Test Drive: Ferrari Racing Legends [Review Round-Up]

John Polson July 5, 2012
Test Drive: Ferrari Racing Legends Review Round-up

Test Drive: Ferrari Racing Legends Review Round-up

[Reviews are subjective. That's why reading more than one is important when deciding to pursue a game. In this new feature, we save you the time and synthesize leading website reviews with the newest racing releases.]

Test Drive: Ferrari Racing Legends was developed by Slightly Mad Studios, Published by Atari, created for PS3, Xbox 360, and currently retails for $49.99. The game has a standard single player campaign, online multiplayer modes, 36 circuits, and 50+ cars that highlight over 80 years of Ferrari history.

Andrew Hayward at Official Xbox Magazine depicts “awkward looking crashes” in a career mode that plays like a tedious, “mediocre history textbook” with “the same generic tracks over and over again across eras, and at times, only the car or event type will change between subsequent events.”

With regards to controls Hayward felt “spinouts are far too common here on even basic turns thanks to squirrely handling. Worse yet, even the lightest nudge from another vehicle often triggers a wild spin or elaborate series of flips, which looks incredibly awkward given how inert and undamaged the cars appear in motion. Even interactions with fences and hay bales seem laughably unrealistic. Moreover, the game inconsistently awards off-track penalties, which can be unbelievably frustrating.”

Game Informer’s Matthew Kato echoes control issues. “The non-adjustable steering controls lead to too much oversteer, making it hard to make small steering adjustments without the backend getting loose. This could be related to the fact that cars feel like they turn on a swivel.” He adds, “contact physics can spin you out really easy.”

On a positive note, Kato applauds the Ferrari car models and Hayward applauds the fact that “open-air cars even simulate the helmet visor’s tint in first-person.”

IGN’s Nathan Meunier reviews the handling in a more positive light, saying the cars “are generally responsive and handle well at high speed… [T]hree adjustable driving model presets let you tweak the overall physics and realism level to suit your skill.”

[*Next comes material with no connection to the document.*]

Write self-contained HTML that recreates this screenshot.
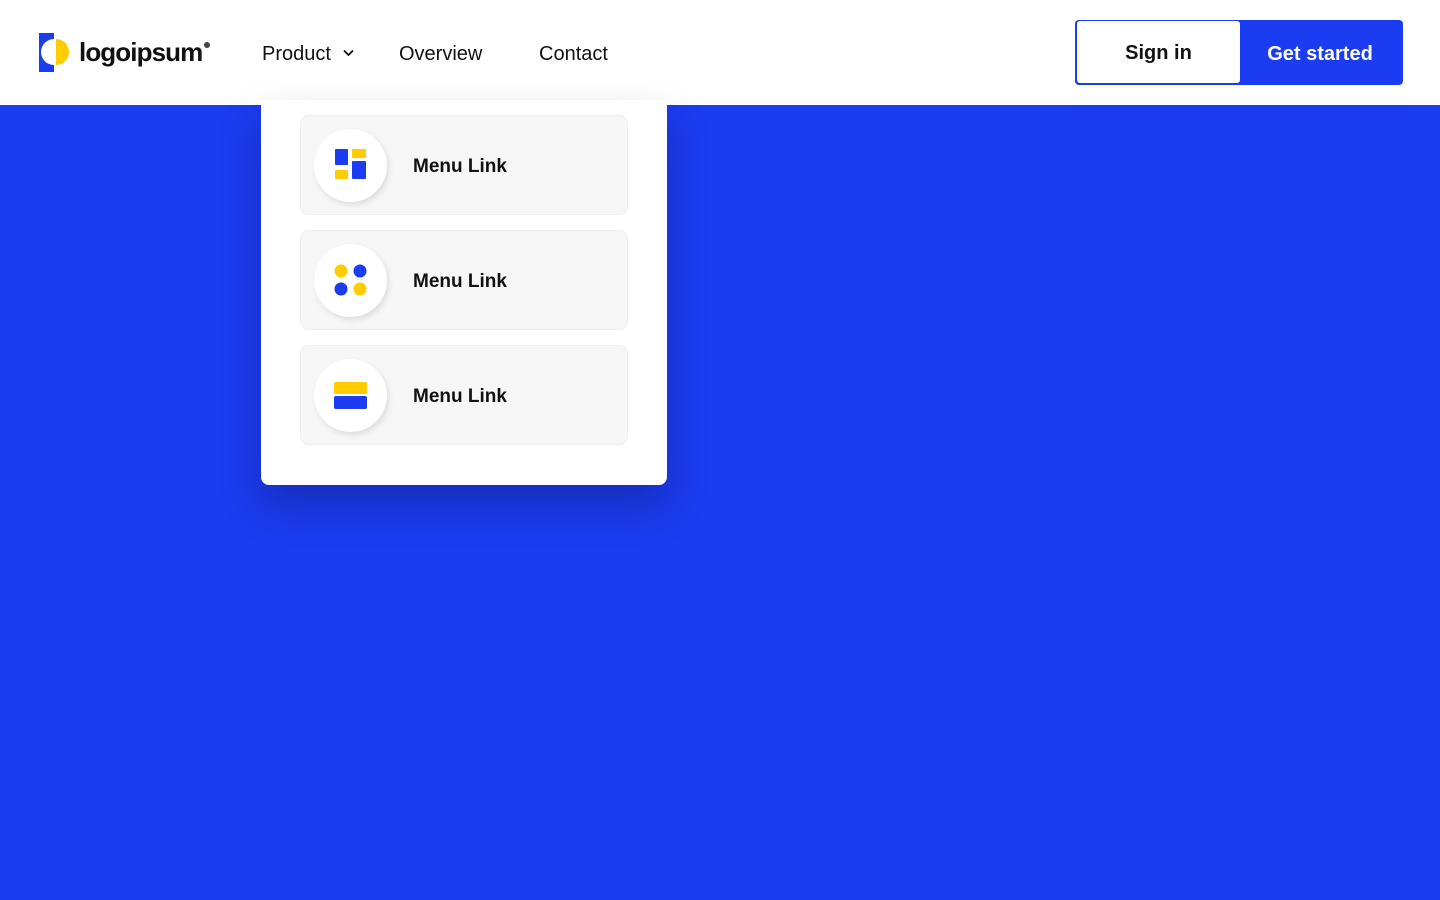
<!DOCTYPE html>
<html><head><style>
*{margin:0;padding:0;box-sizing:border-box}
body{width:1440px;height:900px;background:#1b3cf0;font-family:"Liberation Sans",sans-serif;position:relative;overflow:hidden}
.hdr{position:absolute;left:0;top:0;width:1440px;height:105px;background:#fff}
.nav{position:absolute;top:43px;font-size:20px;color:#111}
.dd{position:absolute;left:261px;top:100px;width:406px;height:385px;background:#fff;border-radius:0 0 8px 8px;box-shadow:0 20px 40px rgba(0,0,30,.25)}
.item{position:absolute;left:39px;width:328px;height:100px;background:#f6f6f6;border:1px solid #efefef;border-radius:8px}
.circ{position:absolute;left:13px;top:13px;width:73px;height:73px;border-radius:50%;background:#fff;box-shadow:2px 3px 6px rgba(0,0,0,.1)}
.lbl{position:absolute;left:112px;top:40px;font-size:19px;font-weight:bold;color:#111}
</style></head><body>
<div class="hdr">
<svg style="position:absolute;left:38px;top:32px" width="34" height="41" viewBox="0 0 34 41">
<rect x="1" y="1" width="15" height="39" fill="#1b3cf0"/>
<path d="M18 7a13 13 0 0 1 0 26z" fill="#ffcc00"/>
<path d="M16 7a13 13 0 0 0 0 26z" fill="#fff"/>
</svg>
<div style="position:absolute;left:79px;top:37px;font-size:26px;font-weight:bold;color:#111;letter-spacing:-0.9px">logoipsum</div>
<div style="position:absolute;left:204px;top:42px;width:6px;height:6px;border-radius:50%;background:#444"></div>
<div class="nav" style="left:262px">Product</div>
<svg style="position:absolute;left:343px;top:49px" width="11" height="8"><path d="M1 1.5l4.5 4.5 4.5-4.5" stroke="#111" stroke-width="1.8" fill="none"/></svg>
<div class="nav" style="left:399px">Overview</div>
<div class="nav" style="left:539px">Contact</div>
<div style="position:absolute;left:1075px;top:20px;width:328px;height:65px;background:#1b3cf0;border-radius:4px"></div>
<div style="position:absolute;left:1077px;top:21px;width:163px;height:62px;background:#fff;border-radius:3px;text-align:center;line-height:64px;font-size:20px;font-weight:bold;color:#111">Sign in</div>
<div style="position:absolute;left:1240px;top:21px;width:160px;height:62px;text-align:center;line-height:66px;font-size:20px;font-weight:bold;color:#fff">Get started</div>
</div>
<div class="dd">
<div class="item" style="top:15px"><div class="circ"><svg width="73" height="73"><rect x="21" y="20" width="13" height="16" rx="1" fill="#1b3cf0"/><rect x="38" y="20" width="14" height="9" rx="1" fill="#ffcc00"/><rect x="21" y="41" width="13" height="9" rx="1" fill="#ffcc00"/><rect x="38" y="32" width="14" height="18" rx="1" fill="#1b3cf0"/></svg></div><div class="lbl">Menu Link</div></div>
<div class="item" style="top:130px"><div class="circ"><svg width="73" height="73"><circle cx="27" cy="27" r="6.5" fill="#ffcc00"/><circle cx="46" cy="27" r="6.5" fill="#1b3cf0"/><circle cx="27" cy="45" r="6.5" fill="#1b3cf0"/><circle cx="46" cy="45" r="6.5" fill="#ffcc00"/></svg></div><div class="lbl">Menu Link</div></div>
<div class="item" style="top:245px"><div class="circ"><svg width="73" height="73"><rect x="20" y="23" width="33" height="12" rx="2" fill="#ffcc00"/><rect x="20" y="37" width="33" height="13" rx="2" fill="#1b3cf0"/></svg></div><div class="lbl">Menu Link</div></div>
</div>
</body></html>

Meunier is satisfied with the casual presets, but feels the pro mode “doesn’t quite crank all of the realism dials to 11 like in some other racing sims, yet it does make it tricky enough to put veteran gear-heads through their paces.”

Gone is the open-world campaign of Test Drive Unlimited, describes Meunier, filled with “a minimalist story that plays out almost entirely through informative but unexciting menu text… but widely ranging objectives save the day.” Ultimately, the main mode suffers from “[a]sinine difficulty spikes,” though.

Thomas Eder of German site Video Games Zone rates the game positively over all with a 78 out of 100. Eder says the game is great for race fans and has hot engine sounds, but it also has inconsistent driving physics, bad menus, and unbalanced difficulty.

Test Drive: Ferrari Racing Legends sits with a Metacritic of 63 out of 100, with four websites reporting.